Required work: Repeat, exactly and in full, the lines of the listing below, but without any pictures.

* * *

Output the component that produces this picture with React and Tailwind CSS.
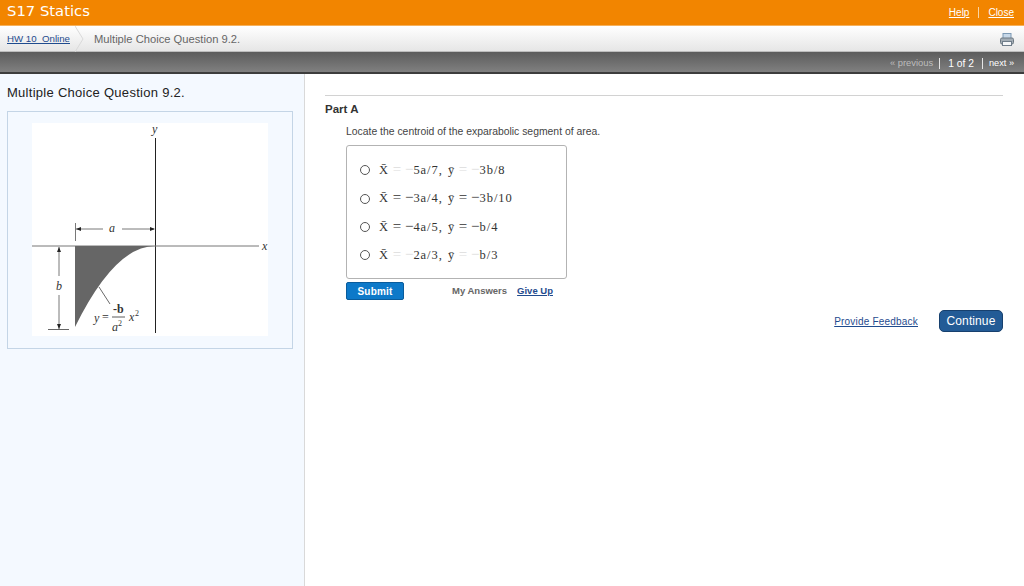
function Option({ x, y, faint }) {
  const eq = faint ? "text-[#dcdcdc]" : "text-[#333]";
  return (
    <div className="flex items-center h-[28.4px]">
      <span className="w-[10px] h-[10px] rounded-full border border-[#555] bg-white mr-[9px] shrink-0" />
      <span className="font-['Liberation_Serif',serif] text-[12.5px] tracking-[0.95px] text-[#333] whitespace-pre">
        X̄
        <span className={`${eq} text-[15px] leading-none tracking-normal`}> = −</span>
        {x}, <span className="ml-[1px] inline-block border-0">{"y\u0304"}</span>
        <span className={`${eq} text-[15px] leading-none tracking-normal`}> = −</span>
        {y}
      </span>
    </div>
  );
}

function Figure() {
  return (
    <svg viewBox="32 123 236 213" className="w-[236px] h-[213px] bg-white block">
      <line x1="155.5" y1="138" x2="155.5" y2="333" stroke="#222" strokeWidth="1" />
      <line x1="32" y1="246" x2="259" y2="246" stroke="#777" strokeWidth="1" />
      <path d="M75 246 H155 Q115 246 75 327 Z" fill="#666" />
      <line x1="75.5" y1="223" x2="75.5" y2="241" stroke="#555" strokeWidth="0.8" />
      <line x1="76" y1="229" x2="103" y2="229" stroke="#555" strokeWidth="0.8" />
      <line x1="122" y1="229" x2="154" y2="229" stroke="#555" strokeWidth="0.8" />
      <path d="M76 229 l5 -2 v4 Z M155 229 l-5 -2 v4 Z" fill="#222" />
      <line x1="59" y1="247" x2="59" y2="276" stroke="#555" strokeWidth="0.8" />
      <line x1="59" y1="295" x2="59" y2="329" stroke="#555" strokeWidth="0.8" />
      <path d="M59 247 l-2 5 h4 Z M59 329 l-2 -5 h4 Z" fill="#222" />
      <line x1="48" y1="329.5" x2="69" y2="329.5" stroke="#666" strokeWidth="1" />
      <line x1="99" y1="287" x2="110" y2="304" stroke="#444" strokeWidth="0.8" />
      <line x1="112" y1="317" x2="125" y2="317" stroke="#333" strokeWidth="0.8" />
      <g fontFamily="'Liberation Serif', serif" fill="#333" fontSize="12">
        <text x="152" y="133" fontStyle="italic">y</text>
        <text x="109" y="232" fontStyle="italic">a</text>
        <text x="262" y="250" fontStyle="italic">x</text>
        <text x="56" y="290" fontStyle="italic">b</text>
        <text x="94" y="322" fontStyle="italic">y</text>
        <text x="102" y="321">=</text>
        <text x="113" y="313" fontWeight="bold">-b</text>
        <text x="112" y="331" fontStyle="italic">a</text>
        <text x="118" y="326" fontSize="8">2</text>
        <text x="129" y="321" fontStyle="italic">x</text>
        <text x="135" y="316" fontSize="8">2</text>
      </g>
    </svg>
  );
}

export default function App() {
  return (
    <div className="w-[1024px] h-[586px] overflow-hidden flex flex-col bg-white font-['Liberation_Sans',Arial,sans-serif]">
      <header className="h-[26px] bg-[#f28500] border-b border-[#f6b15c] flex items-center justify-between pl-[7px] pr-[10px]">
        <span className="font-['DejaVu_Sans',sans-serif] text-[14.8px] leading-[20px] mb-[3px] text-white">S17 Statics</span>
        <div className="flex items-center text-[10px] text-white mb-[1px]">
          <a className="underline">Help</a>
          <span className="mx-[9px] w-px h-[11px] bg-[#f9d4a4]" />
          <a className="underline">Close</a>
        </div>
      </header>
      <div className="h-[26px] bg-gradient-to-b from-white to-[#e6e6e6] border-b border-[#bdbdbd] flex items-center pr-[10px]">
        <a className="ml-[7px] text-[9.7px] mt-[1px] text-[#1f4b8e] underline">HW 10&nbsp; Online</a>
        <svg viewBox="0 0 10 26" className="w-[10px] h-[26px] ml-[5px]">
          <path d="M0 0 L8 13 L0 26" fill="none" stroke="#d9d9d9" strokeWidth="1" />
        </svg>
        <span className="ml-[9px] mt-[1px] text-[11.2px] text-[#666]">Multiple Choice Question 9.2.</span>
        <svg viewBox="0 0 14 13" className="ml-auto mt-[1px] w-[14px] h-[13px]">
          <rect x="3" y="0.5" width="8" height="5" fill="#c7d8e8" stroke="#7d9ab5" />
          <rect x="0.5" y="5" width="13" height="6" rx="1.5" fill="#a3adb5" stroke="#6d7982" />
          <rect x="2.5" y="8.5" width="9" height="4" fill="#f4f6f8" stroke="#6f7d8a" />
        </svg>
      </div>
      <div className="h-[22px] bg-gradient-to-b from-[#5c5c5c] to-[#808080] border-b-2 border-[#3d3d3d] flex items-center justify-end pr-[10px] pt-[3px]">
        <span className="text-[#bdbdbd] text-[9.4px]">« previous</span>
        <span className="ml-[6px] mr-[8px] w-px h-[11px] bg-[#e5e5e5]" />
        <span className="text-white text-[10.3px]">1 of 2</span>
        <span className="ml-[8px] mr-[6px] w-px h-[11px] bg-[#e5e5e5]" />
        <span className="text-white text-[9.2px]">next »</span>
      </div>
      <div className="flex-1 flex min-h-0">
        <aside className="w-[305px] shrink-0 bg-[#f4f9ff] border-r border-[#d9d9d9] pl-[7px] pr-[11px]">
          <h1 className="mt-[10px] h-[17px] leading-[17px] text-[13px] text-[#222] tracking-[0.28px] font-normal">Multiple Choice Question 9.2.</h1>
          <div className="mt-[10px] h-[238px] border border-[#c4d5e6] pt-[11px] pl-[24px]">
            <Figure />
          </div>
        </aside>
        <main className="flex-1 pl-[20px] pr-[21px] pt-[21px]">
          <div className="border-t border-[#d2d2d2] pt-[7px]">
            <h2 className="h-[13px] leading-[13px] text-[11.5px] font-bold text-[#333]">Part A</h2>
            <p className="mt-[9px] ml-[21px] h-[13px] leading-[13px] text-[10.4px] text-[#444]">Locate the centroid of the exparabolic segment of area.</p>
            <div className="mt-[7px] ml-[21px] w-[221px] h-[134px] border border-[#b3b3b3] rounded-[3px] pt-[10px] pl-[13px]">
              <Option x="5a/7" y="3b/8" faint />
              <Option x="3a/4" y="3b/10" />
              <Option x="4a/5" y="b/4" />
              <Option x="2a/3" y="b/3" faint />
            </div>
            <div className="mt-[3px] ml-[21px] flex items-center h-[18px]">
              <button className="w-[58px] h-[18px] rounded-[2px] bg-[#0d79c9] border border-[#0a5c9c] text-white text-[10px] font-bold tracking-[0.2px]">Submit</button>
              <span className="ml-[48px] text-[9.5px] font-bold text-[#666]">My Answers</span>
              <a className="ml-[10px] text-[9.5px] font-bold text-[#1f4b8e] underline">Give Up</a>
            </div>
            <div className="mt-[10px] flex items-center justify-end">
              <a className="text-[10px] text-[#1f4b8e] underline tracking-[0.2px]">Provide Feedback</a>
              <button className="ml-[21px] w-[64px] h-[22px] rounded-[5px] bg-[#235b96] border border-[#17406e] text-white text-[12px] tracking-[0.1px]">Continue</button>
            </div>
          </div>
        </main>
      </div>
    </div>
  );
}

* * *

Finished answer:
Output the component that produces this picture with React and Tailwind CSS.
function Option({ x, y, faint }) {
  const eq = faint ? "text-[#dcdcdc]" : "text-[#333]";
  return (
    <div className="flex items-center h-[28.4px]">
      <span className="w-[10px] h-[10px] rounded-full border border-[#555] bg-white mr-[9px] shrink-0" />
      <span className="font-['Liberation_Serif',serif] text-[12.5px] tracking-[0.95px] text-[#333] whitespace-pre">
        X̄
        <span className={`${eq} text-[15px] leading-none tracking-normal`}> = −</span>
        {x}, <span className="ml-[1px] inline-block border-0">{"y\u0304"}</span>
        <span className={`${eq} text-[15px] leading-none tracking-normal`}> = −</span>
        {y}
      </span>
    </div>
  );
}

function Figure() {
  return (
    <svg viewBox="32 123 236 213" className="w-[236px] h-[213px] bg-white block">
      <line x1="155.5" y1="138" x2="155.5" y2="333" stroke="#222" strokeWidth="1" />
      <line x1="32" y1="246" x2="259" y2="246" stroke="#777" strokeWidth="1" />
      <path d="M75 246 H155 Q115 246 75 327 Z" fill="#666" />
      <line x1="75.5" y1="223" x2="75.5" y2="241" stroke="#555" strokeWidth="0.8" />
      <line x1="76" y1="229" x2="103" y2="229" stroke="#555" strokeWidth="0.8" />
      <line x1="122" y1="229" x2="154" y2="229" stroke="#555" strokeWidth="0.8" />
      <path d="M76 229 l5 -2 v4 Z M155 229 l-5 -2 v4 Z" fill="#222" />
      <line x1="59" y1="247" x2="59" y2="276" stroke="#555" strokeWidth="0.8" />
      <line x1="59" y1="295" x2="59" y2="329" stroke="#555" strokeWidth="0.8" />
      <path d="M59 247 l-2 5 h4 Z M59 329 l-2 -5 h4 Z" fill="#222" />
      <line x1="48" y1="329.5" x2="69" y2="329.5" stroke="#666" strokeWidth="1" />
      <line x1="99" y1="287" x2="110" y2="304" stroke="#444" strokeWidth="0.8" />
      <line x1="112" y1="317" x2="125" y2="317" stroke="#333" strokeWidth="0.8" />
      <g fontFamily="'Liberation Serif', serif" fill="#333" fontSize="12">
        <text x="152" y="133" fontStyle="italic">y</text>
        <text x="109" y="232" fontStyle="italic">a</text>
        <text x="262" y="250" fontStyle="italic">x</text>
        <text x="56" y="290" fontStyle="italic">b</text>
        <text x="94" y="322" fontStyle="italic">y</text>
        <text x="102" y="321">=</text>
        <text x="113" y="313" fontWeight="bold">-b</text>
        <text x="112" y="331" fontStyle="italic">a</text>
        <text x="118" y="326" fontSize="8">2</text>
        <text x="129" y="321" fontStyle="italic">x</text>
        <text x="135" y="316" fontSize="8">2</text>
      </g>
    </svg>
  );
}

export default function App() {
  return (
    <div className="w-[1024px] h-[586px] overflow-hidden flex flex-col bg-white font-['Liberation_Sans',Arial,sans-serif]">
      <header className="h-[26px] bg-[#f28500] border-b border-[#f6b15c] flex items-center justify-between pl-[7px] pr-[10px]">
        <span className="font-['DejaVu_Sans',sans-serif] text-[14.8px] leading-[20px] mb-[3px] text-white">S17 Statics</span>
        <div className="flex items-center text-[10px] text-white mb-[1px]">
          <a className="underline">Help</a>
          <span className="mx-[9px] w-px h-[11px] bg-[#f9d4a4]" />
          <a className="underline">Close</a>
        </div>
      </header>
      <div className="h-[26px] bg-gradient-to-b from-white to-[#e6e6e6] border-b border-[#bdbdbd] flex items-center pr-[10px]">
        <a className="ml-[7px] text-[9.7px] mt-[1px] text-[#1f4b8e] underline">HW 10&nbsp; Online</a>
        <svg viewBox="0 0 10 26" className="w-[10px] h-[26px] ml-[5px]">
          <path d="M0 0 L8 13 L0 26" fill="none" stroke="#d9d9d9" strokeWidth="1" />
        </svg>
        <span className="ml-[9px] mt-[1px] text-[11.2px] text-[#666]">Multiple Choice Question 9.2.</span>
        <svg viewBox="0 0 14 13" className="ml-auto mt-[1px] w-[14px] h-[13px]">
          <rect x="3" y="0.5" width="8" height="5" fill="#c7d8e8" stroke="#7d9ab5" />
          <rect x="0.5" y="5" width="13" height="6" rx="1.5" fill="#a3adb5" stroke="#6d7982" />
          <rect x="2.5" y="8.5" width="9" height="4" fill="#f4f6f8" stroke="#6f7d8a" />
        </svg>
      </div>
      <div className="h-[22px] bg-gradient-to-b from-[#5c5c5c] to-[#808080] border-b-2 border-[#3d3d3d] flex items-center justify-end pr-[10px] pt-[3px]">
        <span className="text-[#bdbdbd] text-[9.4px]">« previous</span>
        <span className="ml-[6px] mr-[8px] w-px h-[11px] bg-[#e5e5e5]" />
        <span className="text-white text-[10.3px]">1 of 2</span>
        <span className="ml-[8px] mr-[6px] w-px h-[11px] bg-[#e5e5e5]" />
        <span className="text-white text-[9.2px]">next »</span>
      </div>
      <div className="flex-1 flex min-h-0">
        <aside className="w-[305px] shrink-0 bg-[#f4f9ff] border-r border-[#d9d9d9] pl-[7px] pr-[11px]">
          <h1 className="mt-[10px] h-[17px] leading-[17px] text-[13px] text-[#222] tracking-[0.28px] font-normal">Multiple Choice Question 9.2.</h1>
          <div className="mt-[10px] h-[238px] border border-[#c4d5e6] pt-[11px] pl-[24px]">
            <Figure />
          </div>
        </aside>
        <main className="flex-1 pl-[20px] pr-[21px] pt-[21px]">
          <div className="border-t border-[#d2d2d2] pt-[7px]">
            <h2 className="h-[13px] leading-[13px] text-[11.5px] font-bold text-[#333]">Part A</h2>
            <p className="mt-[9px] ml-[21px] h-[13px] leading-[13px] text-[10.4px] text-[#444]">Locate the centroid of the exparabolic segment of area.</p>
            <div className="mt-[7px] ml-[21px] w-[221px] h-[134px] border border-[#b3b3b3] rounded-[3px] pt-[10px] pl-[13px]">
              <Option x="5a/7" y="3b/8" faint />
              <Option x="3a/4" y="3b/10" />
              <Option x="4a/5" y="b/4" />
              <Option x="2a/3" y="b/3" faint />
            </div>
            <div className="mt-[3px] ml-[21px] flex items-center h-[18px]">
              <button className="w-[58px] h-[18px] rounded-[2px] bg-[#0d79c9] border border-[#0a5c9c] text-white text-[10px] font-bold tracking-[0.2px]">Submit</button>
              <span className="ml-[48px] text-[9.5px] font-bold text-[#666]">My Answers</span>
              <a className="ml-[10px] text-[9.5px] font-bold text-[#1f4b8e] underline">Give Up</a>
            </div>
            <div className="mt-[10px] flex items-center justify-end">
              <a className="text-[10px] text-[#1f4b8e] underline tracking-[0.2px]">Provide Feedback</a>
              <button className="ml-[21px] w-[64px] h-[22px] rounded-[5px] bg-[#235b96] border border-[#17406e] text-white text-[12px] tracking-[0.1px]">Continue</button>
            </div>
          </div>
        </main>
      </div>
    </div>
  );
}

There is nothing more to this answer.